----- Input data

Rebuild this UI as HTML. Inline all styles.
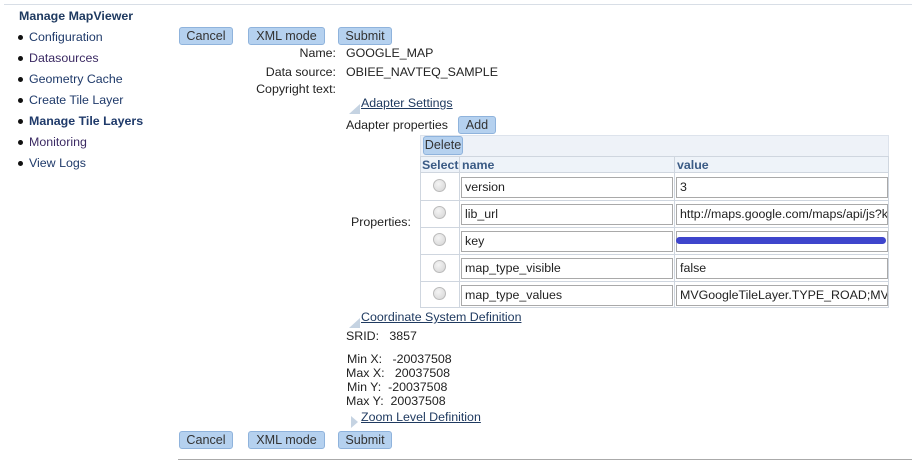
<!DOCTYPE html>
<html><head><meta charset="utf-8"><style>
*{margin:0;padding:0;box-sizing:border-box}
body{width:912px;height:469px;background:#fff;font-family:"Liberation Sans",Arial,sans-serif;font-size:12.4px;color:#222;position:relative;overflow:hidden}
.a{position:absolute;white-space:nowrap}
.btn{position:absolute;height:18px;background:#b5d1ef;border:1px solid #8fb3dc;border-radius:3px;color:#333;font-size:12.6px;text-align:center;line-height:16px}
.nav{color:#1f3a6a}
.bul{position:absolute;width:5px;height:5px;border-radius:50%;background:#111}
.lnk{color:#1f3a60;text-decoration:underline}
.tri{position:absolute;width:0;height:0;border-left:11px solid transparent;border-bottom:10px solid #c5d3e2}
.inp{position:absolute;height:21px;border:1px solid #a9a9a9;background:#fff;padding-left:3px;line-height:19px;overflow:hidden;white-space:nowrap;color:#222}
.rad{position:absolute;width:13px;height:13px;border-radius:50%;border:1px solid #bbb;background:radial-gradient(circle at 40% 35%,#f4f4f4,#d4d4d4)}
</style></head><body>
<div class="a" style="left:4px;top:4px;width:908px;height:1px;background:#d8dee6"></div>
<div class="a" style="left:19px;top:9px;font-weight:bold;color:#1f3a60">Manage MapViewer</div>
<div class="bul" style="left:18px;top:35px"></div><div class="a nav" style="left:29px;top:30px">Configuration</div>
<div class="bul" style="left:18px;top:56px"></div><div class="a nav" style="left:29px;top:51px;color:#3b2a63">Datasources</div>
<div class="bul" style="left:18px;top:77px"></div><div class="a nav" style="left:29px;top:72px">Geometry Cache</div>
<div class="bul" style="left:18px;top:98px"></div><div class="a nav" style="left:29px;top:93px">Create Tile Layer</div>
<div class="bul" style="left:18px;top:119px"></div><div class="a nav" style="left:29px;top:114px;font-weight:bold">Manage Tile Layers</div>
<div class="bul" style="left:18px;top:140px"></div><div class="a nav" style="left:29px;top:135px;color:#3b2a63">Monitoring</div>
<div class="bul" style="left:18px;top:161px"></div><div class="a nav" style="left:29px;top:156px">View Logs</div>

<div class="btn" style="left:179px;top:27px;width:54px">Cancel</div>
<div class="btn" style="left:248px;top:27px;width:77px">XML mode</div>
<div class="btn" style="left:338px;top:27px;width:54px">Submit</div>

<div class="a" style="left:200px;width:136px;text-align:right;top:46px">Name:</div>
<div class="a" style="left:346px;top:46px">GOOGLE_MAP</div>
<div class="a" style="left:200px;width:136px;text-align:right;top:65px">Data source:</div>
<div class="a" style="left:346px;top:65px">OBIEE_NAVTEQ_SAMPLE</div>
<div class="a" style="left:200px;width:136px;text-align:right;top:82px">Copyright text:</div>

<div class="tri" style="left:349px;top:104px"></div>
<div class="a lnk" style="left:361px;top:96px">Adapter Settings</div>
<div class="a" style="left:346px;top:118px">Adapter properties</div>
<div class="btn" style="left:458px;top:116px;width:38px">Add</div>

<div class="a" style="left:420px;top:135px;width:469px;height:173px;background:#eef2f8;border:1px solid #dde3ec"></div>
<div class="btn" style="left:423px;top:136px;width:40px;height:19px">Delete</div>
<div class="a" style="left:420px;top:156px;width:469px;height:152px;border:1px solid #cfd6df;background:#fff"></div>
<div class="a" style="left:420px;top:156px;width:469px;height:17px;background:#eef3f9;border:1px solid #cfd6df"></div>
<div class="a" style="left:422px;top:158px;font-weight:bold;color:#3b5b85">Select</div>
<div class="a" style="left:462px;top:158px;font-weight:bold;color:#3b5b85">name</div>
<div class="a" style="left:677px;top:158px;font-weight:bold;color:#3b5b85">value</div>
<div class="a" style="left:459px;top:156px;width:1px;height:152px;background:#cfd6df"></div>
<div class="a" style="left:674px;top:156px;width:1px;height:152px;background:#cfd6df"></div>
<div class="a" style="left:420px;top:200px;width:469px;height:1px;background:#cfd6df"></div>
<div class="a" style="left:420px;top:227px;width:469px;height:1px;background:#cfd6df"></div>
<div class="a" style="left:420px;top:254px;width:469px;height:1px;background:#cfd6df"></div>
<div class="a" style="left:420px;top:281px;width:469px;height:1px;background:#cfd6df"></div>

<div class="rad" style="left:433px;top:179px"></div>
<div class="inp" style="left:461px;top:177px;width:212px">version</div>
<div class="inp" style="left:676px;top:177px;width:212px">3</div>
<div class="rad" style="left:433px;top:206px"></div>
<div class="inp" style="left:461px;top:204px;width:212px">lib_url</div>
<div class="inp" style="left:676px;top:204px;width:212px">http://maps.google.com/maps/api/js?k</div>
<div class="rad" style="left:433px;top:233px"></div>
<div class="inp" style="left:461px;top:231px;width:212px">key</div>
<div class="inp" style="left:676px;top:231px;width:212px"></div>
<div class="a" style="left:676px;top:237px;width:210px;height:7px;background:#3e45cc;border-radius:4px"></div>
<div class="rad" style="left:433px;top:260px"></div>
<div class="inp" style="left:461px;top:258px;width:212px">map_type_visible</div>
<div class="inp" style="left:676px;top:258px;width:212px">false</div>
<div class="rad" style="left:433px;top:287px"></div>
<div class="inp" style="left:461px;top:285px;width:212px">map_type_values</div>
<div class="inp" style="left:676px;top:285px;width:212px">MVGoogleTileLayer.TYPE_ROAD;MV</div>

<div class="a" style="left:351px;top:215px">Properties:</div>

<div class="tri" style="left:349px;top:318px"></div>
<div class="a lnk" style="left:361px;top:310px">Coordinate System Definition</div>
<div class="a" style="left:346px;top:329px">SRID:&nbsp;&nbsp; 3857</div>
<div class="a" style="left:347px;top:352px">Min X:&nbsp;&nbsp; -20037508</div>
<div class="a" style="left:346px;top:366px">Max X:&nbsp;&nbsp; 20037508</div>
<div class="a" style="left:347px;top:380px">Min Y:&nbsp;&nbsp;-20037508</div>
<div class="a" style="left:346px;top:394px">Max Y:&nbsp;&nbsp;20037508</div>
<div class="a" style="left:351px;top:416px;width:0;height:0;border-top:6px solid transparent;border-bottom:6px solid transparent;border-left:7px solid #c5d3e2"></div>
<div class="a lnk" style="left:361px;top:410px">Zoom Level Definition</div>

<div class="btn" style="left:179px;top:431px;width:54px">Cancel</div>
<div class="btn" style="left:248px;top:431px;width:77px">XML mode</div>
<div class="btn" style="left:338px;top:431px;width:54px">Submit</div>
<div class="a" style="left:178px;top:459px;width:734px;height:1px;background:#aaa"></div>
</body></html>
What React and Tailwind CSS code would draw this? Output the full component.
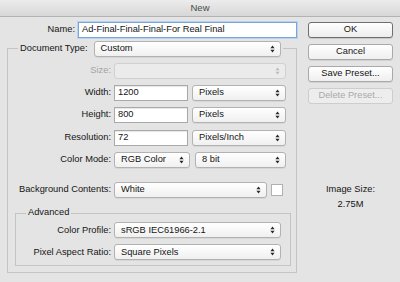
import React from 'react';

const font = { fontFamily: '"Liberation Sans", Arial, sans-serif' };

// tiny up/down stepper arrows used by mac popup buttons
const Arrows = ({ color = '#2a2a2a' }) => (
  <svg width="5" height="8" viewBox="0 0 5 8" className="shrink-0">
    <path d="M2.5 0.6L4.6 3.2H0.4Z M2.5 7.4L0.4 4.8H4.6Z" fill={color} />
  </svg>
);

const Select = ({ value, className = '', disabled = false }) => (
  <div
    className={`flex h-[16px] items-center justify-between rounded-[3px] border pl-[6px] pr-[5px] ${
      disabled
        ? 'border-[#d0d0d0] bg-[#ebebeb] text-[#a8a8a8]'
        : 'border-[#b2b2b2] bg-gradient-to-b from-white to-[#f0f0f0] text-[#141414] shadow-[0_1px_0_rgba(0,0,0,0.06)]'
    } ${className}`}
  >
    <span className="leading-none">{value}</span>
    <Arrows color={disabled ? '#bcbcbc' : '#2a2a2a'} />
  </div>
);

const Input = ({ value, className = '' }) => (
  <div
    className={`flex h-[16px] items-center border border-[#a9a9a9] bg-white pl-[3px] leading-none text-[#141414] shadow-[inset_0_1px_1px_rgba(0,0,0,0.1)] ${className}`}
  >
    {value}
  </div>
);

const Button = ({ children, primary = false, disabled = false }) => (
  <div
    className={`flex h-[16px] items-center justify-center rounded-[3px] border leading-none ${
      disabled
        ? 'border-[#cdcdcd] bg-[#ededed] text-[#a9a9a9]'
        : primary
        ? 'border-[#6f6f6f] bg-gradient-to-b from-white to-[#ededed] text-[#141414] shadow-[0_1px_0_rgba(0,0,0,0.12)]'
        : 'border-[#a9a9a9] bg-gradient-to-b from-white to-[#efefef] text-[#141414] shadow-[0_1px_0_rgba(0,0,0,0.08)]'
    }`}
  >
    {children}
  </div>
);

const Row = ({ label, labelW = 'w-[106px]', muted = false, className = '', children }) => (
  <div className={`flex items-center ${className}`}>
    <span className={`${labelW} shrink-0 pr-[3px] text-right leading-none ${muted ? 'text-[#a3a3a3]' : 'text-[#141414]'}`}>
      {label}
    </span>
    {children}
  </div>
);

export default function App() {
  return (
    <div className="flex h-[282px] w-[400px] flex-col overflow-hidden bg-[#e4e4e4] text-[9.3px]" style={font}>
      {/* title bar */}
      <div className="flex h-[17px] shrink-0 items-center justify-center border-b border-[#b3b3b3] bg-gradient-to-b from-[#ececec] to-[#d7d7d7] text-[9.5px] text-[#4a4a4a]">
        New
      </div>

      <div className="flex pt-[5px]">
        {/* left column */}
        <div className="ml-[7px] w-[290px]">
          <div className="flex items-center">
            <span className="flex-1 pr-[3px] text-right leading-none text-[#141414]">Name:</span>
            <div className="flex h-[16px] w-[219px] items-center border border-[#78a6da] bg-white pl-[3px] leading-none text-[#141414] shadow-[0_0_0_1px_#b8d2f0]">
              Ad-Final-Final-Final-For Real Final
            </div>
          </div>

          {/* Document Type group */}
          <div className="mt-[10px] h-[225px] border border-[#c4c4c4]">
            <div className="-mt-[8px] ml-[10px] flex w-fit items-center bg-[#e4e4e4] pl-[2px] pr-[2px]">
              <span className="pr-[6px] leading-none text-[#141414]">Document Type:</span>
              <Select value="Custom" className="w-[187px]" />
            </div>

            <Row label="Size:" muted className="mt-[6px]">
              <Select value="" disabled className="w-[172px]" />
            </Row>
            <Row label="Width:" className="mt-[6px]">
              <Input value="1200" className="w-[74px]" />
              <Select value="Pixels" className="ml-[4px] w-[94px]" />
            </Row>
            <Row label="Height:" className="mt-[6px]">
              <Input value="800" className="w-[74px]" />
              <Select value="Pixels" className="ml-[4px] w-[94px]" />
            </Row>
            <Row label="Resolution:" className="mt-[7px]">
              <Input value="72" className="w-[74px]" />
              <Select value="Pixels/Inch" className="ml-[4px] w-[94px]" />
            </Row>
            <Row label="Color Mode:" className="mt-[6px]">
              <Select value="RGB Color" className="w-[76px]" />
              <Select value="8 bit" className="ml-[5px] w-[91px]" />
            </Row>
            <Row label="Background Contents:" className="mt-[14px]">
              <Select value="White" className="w-[153px]" />
              <div className="ml-[4px] h-[12px] w-[12px] border border-[#b0b0b0] bg-white" />
            </Row>

            {/* Advanced group */}
            <div className="ml-[7px] mr-[5px] mt-[15px] border border-[#c4c4c4] pb-[5px]">
              <div className="-mt-[6px] ml-[10px] w-fit bg-[#e4e4e4] px-[2px] leading-none text-[#141414]">Advanced</div>
              <Row label="Color Profile:" labelW="w-[98px]" className="mt-[5px]">
                <Select value="sRGB IEC61966-2.1" className="w-[167px]" />
              </Row>
              <Row label="Pixel Aspect Ratio:" labelW="w-[98px]" className="mt-[6px]">
                <Select value="Square Pixels" className="w-[167px]" />
              </Row>
            </div>
          </div>
        </div>

        {/* right column */}
        <div className="ml-[11px] flex w-[85px] flex-col">
          <Button primary>OK</Button>
          <div className="mt-[6px]">
            <Button>Cancel</Button>
          </div>
          <div className="mt-[6px]">
            <Button>Save Preset...</Button>
          </div>
          <div className="mt-[6px]">
            <Button disabled>Delete Preset...</Button>
          </div>
          <div className="mt-[81px] text-center leading-none text-[#141414]">Image Size:</div>
          <div className="mt-[6px] text-center leading-none text-[#141414]">2.75M</div>
        </div>
      </div>
    </div>
  );
}
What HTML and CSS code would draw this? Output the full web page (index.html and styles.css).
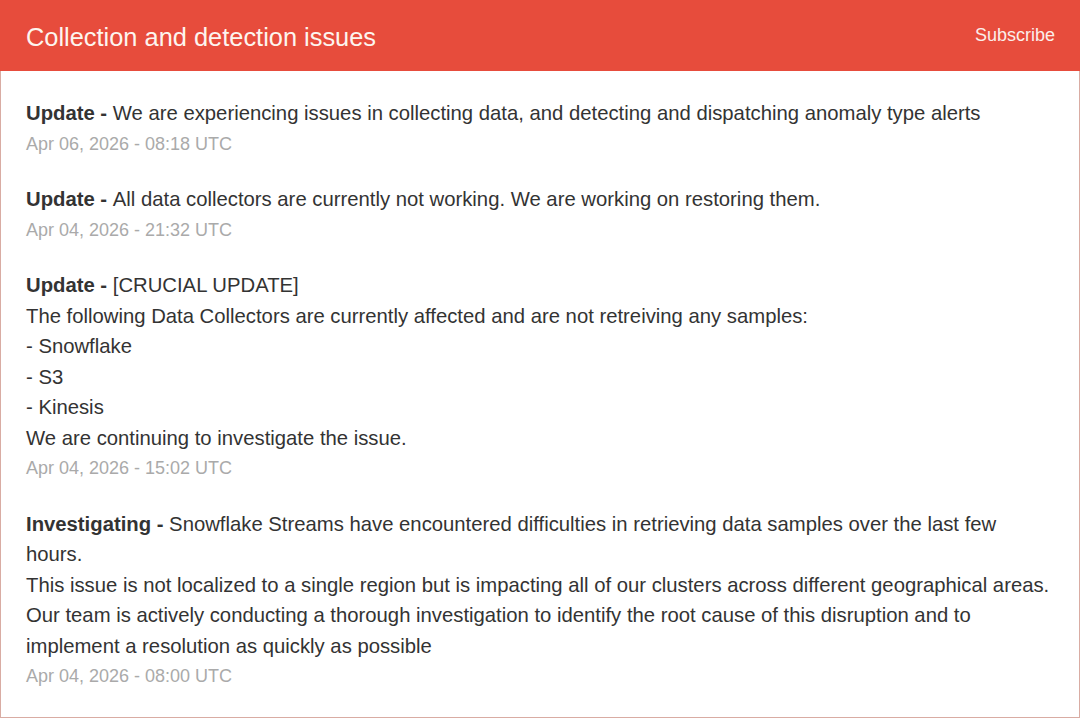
FILE: index.html
```html
<!DOCTYPE html>
<html lang="en">
<head>
<meta charset="utf-8">
<title>Collection and detection issues</title>
<link rel="stylesheet" href="styles.css">
</head>
<body>
<div class="page">
  <header class="header">
    <h1 class="title">Collection and detection issues</h1>
    <a class="subscribe" href="#">Subscribe</a>
  </header>
  <main class="updates">
    <div class="update">
      <div class="body"><strong>Update - </strong>We are experiencing issues in collecting data, and detecting and dispatching anomaly type alerts</div>
      <div class="date">Apr 06, 2026 - 08:18 UTC</div>
    </div>
    <div class="update">
      <div class="body"><strong>Update - </strong>All data collectors are currently not working. We are working on restoring them.</div>
      <div class="date">Apr 04, 2026 - 21:32 UTC</div>
    </div>
    <div class="update">
      <div class="body"><strong>Update - </strong>[CRUCIAL UPDATE]<br>The following Data Collectors are currently affected and are not retreiving any samples:<br>- Snowflake<br>- S3<br>- Kinesis<br>We are continuing to investigate the issue.</div>
      <div class="date">Apr 04, 2026 - 15:02 UTC</div>
    </div>
    <div class="update">
      <div class="body"><strong>Investigating - </strong>Snowflake Streams have encountered difficulties in retrieving data samples over the last few hours.<br>This issue is not localized to a single region but is impacting all of our clusters across different geographical areas. Our team is actively conducting a thorough investigation to identify the root cause of this disruption and to implement a resolution as quickly as possible</div>
      <div class="date">Apr 04, 2026 - 08:00 UTC</div>
    </div>
  </main>
</div>
</body>
</html>
```
FILE: styles.css
```css
html, body {
  margin: 0;
  padding: 0;
  background: #ffffff;
}
body {
  font-family: "Liberation Sans", Arial, sans-serif;
  color: #333333;
}
.page {
  width: 1080px;
  height: 718px;
  box-sizing: border-box;
  display: flex;
  flex-direction: column;
}
.header {
  background: #e74c3c;
  height: 71px;
  flex: none;
  display: flex;
  align-items: center;
  justify-content: space-between;
  padding: 0 25px 0 26px;
}
.title {
  margin: 0;
  font-size: 25.4px;
  font-weight: normal;
  color: #fdf5ef;
  position: relative;
  top: 2px;
}
.subscribe {
  color: #fbeeea;
  text-decoration: none;
  font-size: 18px;
  position: relative;
  top: 0px;
}
.updates {
  flex: 1;
  border: 1px solid #d9aca3;
  border-top: none;
  padding: 27px 24px 0 25px;
  display: flex;
  flex-direction: column;
  gap: 25px;
}
.body {
  font-size: 20.3px;
  line-height: 30.5px;
}
.body strong {
  font-weight: bold;
}
.date {
  font-size: 18px;
  line-height: 30.5px;
  color: #aaaaaa;
}
```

----------

▶ [Brief]: Gather all lines from the records above in which "code" appears.

▶ [Exercise solution]:
What React and Tailwind CSS code would draw this? Output the full component.
What HTML and CSS code would draw this? Output the full web page (index.html and styles.css).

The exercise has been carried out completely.